When doing $\langle n|\hat{a}|n\rangle$ you are getting the answer you'd get by the integral using the above definition of $\hat{a}$, but the beauty of ladder operators is that you can just use $$\hat{a}^\dagger | n \rangle = \sqrt{n+1}|n+1\rangle$$ $$\hat{a}|n\rangle = \sqrt{n}|n-1\rangle$$ instead of doing the whole integral. So for example

$$\langle 3 | \hat{a}^2 |3 \rangle = \langle 3 | \hat{a} \hat{a}|3 \rangle = \langle 3 | \hat{a} (\hat{a}|3 \rangle)= \langle 3 | \hat{a}(\sqrt{3}|2\rangle) = \sqrt{3}\langle 3 | \hat{a}|2\rangle = \sqrt{3}\langle 3 | (\hat{a}|2\rangle) = \sqrt{3}\langle 3 | \sqrt{2} |1\rangle = \sqrt{6}\langle 3|1\rangle = \sqrt{6} \times0 = 0$$

Answer 2

What you have in the case of $\langle\psi|\hat A|\psi\rangle$ is effectively a matrix sandwiched between a vector and a dual vector. If you like, it is a row vector on the left, a matrix in the middle, and a column vector on the right. From here you can use regular matrix multiplication rules.

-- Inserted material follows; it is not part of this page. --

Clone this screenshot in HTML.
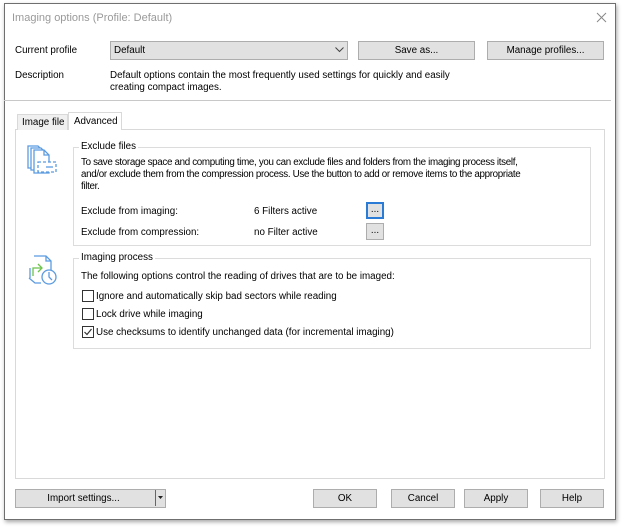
<!DOCTYPE html>
<html><head><style>
*{box-sizing:border-box;margin:0;padding:0}
body{width:624px;height:528px;background:#fff;font-family:"Liberation Sans",sans-serif;font-size:9.8px;color:#000;position:relative;overflow:hidden}
.a{position:absolute;white-space:nowrap}
.win{position:absolute;left:4px;top:3px;width:612px;height:517px;border:1px solid #6f6f6f;box-shadow:1px 2px 4px rgba(0,0,0,.35);background:#fff}
.btn{position:absolute;background:#e1e1e1;border:1px solid #adadad;text-align:center;line-height:17px;height:19px}
.grp{position:absolute;border:1px solid #dcdcdc}
.gt{position:absolute;background:#fff;padding:0 2px;top:-7px;left:5px}
.cb{position:absolute;width:12px;height:12px;border:1px solid #333;background:#fff}
</style></head><body>
<div class="win"></div>
<div class="a" style="left:12px;top:12px;color:#9a9a9a;font-size:11px">Imaging options (Profile: Default)</div>
<svg class="a" style="left:596px;top:12px" width="11" height="11"><path d="M1 1L10 10M10 1L1 10" stroke="#888" stroke-width="1"/></svg>
<div class="a" style="left:15px;top:45px">Current profile</div>
<div class="btn" style="left:110px;top:41px;width:238px;text-align:left;padding-left:3px">Default</div>
<svg class="a" style="left:335px;top:47px" width="9" height="6"><path d="M0.5 0.5L4.5 4.5L8.5 0.5" stroke="#444" fill="none"/></svg>
<div class="btn" style="left:358px;top:41px;width:117px">Save as...</div>
<div class="btn" style="left:487px;top:41px;width:117px">Manage profiles...</div>
<div class="a" style="left:15px;top:70px">Description</div>
<div class="a" style="left:110px;top:70px;line-height:12px">Default options contain the most frequently used settings for quickly and easily<br>creating compact images.</div>
<div class="a" style="left:4px;top:100px;width:607px;height:1px;background:#c8c8c8"></div>
<div class="a" style="left:15px;top:129px;width:590px;height:350px;border:1px solid #d9d9d9"></div>
<div class="a" style="left:17px;top:114px;width:51px;height:16px;border:1px solid #d9d9d9;border-bottom:none;background:#f0f0f0;padding:2px 0 0 4px">Image file</div>
<div class="a" style="left:68px;top:112px;width:54px;height:18px;border:1px solid #d9d9d9;border-bottom:none;background:#fff;padding:3px 0 0 5px">Advanced</div>
<svg class="a" style="left:26px;top:144px" width="32" height="32" fill="none" stroke="#5b9be0" stroke-width="1.3">
<path d="M2 2h10l4 4v18H2z"/><path d="M5 4h10l4 4v18H5z" fill="#fff"/><path d="M8 6h10l5 5v18H8z" fill="#fff"/><path d="M18 6v5h5"/>
<path d="M12 18h18v10H12z" stroke-dasharray="3 2" fill="#fff"/><path d="M20 23h7"/></svg>
<div class="grp" style="left:73px;top:147px;width:518px;height:99px"><div class="gt">Exclude files</div></div>
<div class="a" style="left:81px;top:157px;line-height:12px;letter-spacing:-0.33px">To save storage space and computing time, you can exclude files and folders from the imaging process itself,<br>and/or exclude them from the compression process. Use the button to add or remove items to the appropriate<br>filter.</div>
<div class="a" style="left:81px;top:206px">Exclude from imaging:</div>
<div class="a" style="left:254px;top:206px">6 Filters active</div>
<div class="btn" style="left:366px;top:202px;width:18px;height:17px;border:2px solid #2a7bd6;line-height:11px">...</div>
<div class="a" style="left:81px;top:227px">Exclude from compression:</div>
<div class="a" style="left:254px;top:227px">no Filter active</div>
<div class="btn" style="left:366px;top:223px;width:18px;height:17px;line-height:13px">...</div>
<svg class="a" style="left:26px;top:252px" width="34" height="34" fill="none" stroke="#5b9be0" stroke-width="1.3">
<path d="M8 4h12l5 5v10"/><path d="M20 4v5h5"/><path d="M4 26V16"/>
<path d="M3 26l6 5h6"/><circle cx="23" cy="25" r="7" fill="#fff"/><path d="M23 20v5l3 3"/>
<path d="M7 24v-8h8" stroke="#6cc24a"/><path d="M12 12l4 4-4 4" stroke="#6cc24a"/></svg>
<div class="grp" style="left:73px;top:258px;width:518px;height:91px"><div class="gt">Imaging process</div></div>
<div class="a" style="left:81px;top:271px">The following options control the reading of drives that are to be imaged:</div>
<div class="cb" style="left:82px;top:290px"></div><div class="a" style="left:96px;top:291px">Ignore and automatically skip bad sectors while reading</div>
<div class="cb" style="left:82px;top:308px"></div><div class="a" style="left:96px;top:309px">Lock drive while imaging</div>
<div class="cb" style="left:82px;top:326px"></div>
<svg class="a" style="left:83px;top:327px" width="10" height="10"><path d="M1.5 5L4 7.5L8.5 2" stroke="#333" stroke-width="1.2" fill="none"/></svg>
<div class="a" style="left:96px;top:327px">Use checksums to identify unchanged data (for incremental imaging)</div>
<div class="btn" style="left:15px;top:489px;width:151px;padding-right:14px">Import settings...</div>
<div class="a" style="left:155px;top:490px;width:1px;height:16px;background:#666"></div>
<svg class="a" style="left:158px;top:496px" width="5" height="4"><path d="M0 0h5L2.5 3z" fill="#222"/></svg>
<div class="btn" style="left:313px;top:489px;width:64px">OK</div>
<div class="btn" style="left:391px;top:489px;width:64px">Cancel</div>
<div class="btn" style="left:464px;top:489px;width:64px">Apply</div>
<div class="btn" style="left:540px;top:489px;width:64px">Help</div>
</body></html>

Where you have attempted to expand the raising/lowering operators in the body of your question you have over-complicated the process. Each individual term is acted on by both the bra and ket:

$$\langle3|\hat a^2+\hat a\hat a^\dagger +\hat a^\dagger \hat a + (\hat a^\dagger)^2|3\rangle=\langle3|\hat a^2|3\rangle+\langle3|\hat a\hat a^\dagger|3\rangle+\langle3|\hat a^\dagger\hat a|3\rangle+\langle3|(\hat a^\dagger)^2|3\rangle$$

It might be helpful to read this part on Wikipedia.

Answer 3

I am assuming this is the harmonic oscillator, so we have the relations, $$a^\dagger | n \rangle = \sqrt{n+1}|n+1\rangle,$$ $$a|n\rangle = \sqrt{n}|n-1\rangle.$$

That is, the operators acting on a state produce a new state, along with a coefficient and $a |0\rangle = 0$ because it is the lowest allowed state. So let's go to your calculation:

$$\langle 3 | (a+a^\dagger)^2 |3\rangle = \langle 3 |a^2 + aa^\dagger + a^\dagger a + (a^\dagger)^2|3 \rangle$$

Recognise that $\langle n | m \rangle =0$ for $m \neq n$, i.e. states are orthogonal. So $\langle 3 | a^2 |3\rangle$ will give us something proportional to $\langle 3 | 1 \rangle = 0$ and similarly for the $(a^\dagger)^2$ term we get zero. So we are left with two terms, namely:

$$\langle 3 | a a^\dagger | 3 \rangle = \sqrt{4}\langle 3| a |4 \rangle = \sqrt{4 \cdot 4} \langle 3 |3\rangle = 4,$$ $$\langle 3 |a^\dagger a |3\rangle = \sqrt{3}\langle 3 | a^\dagger |2\rangle = \sqrt{3 \cdot 3} \langle 3 |3\rangle = 3.$$

Adding these together we find $\langle 3 | (a+a^\dagger)^2 |3\rangle = 7$. Something to note is that $(a^\dagger a) |n \rangle = n |n\rangle$ and so we call $\hat N = a^\dagger a$ the number operator since it allows us to extract the $n$ from any state.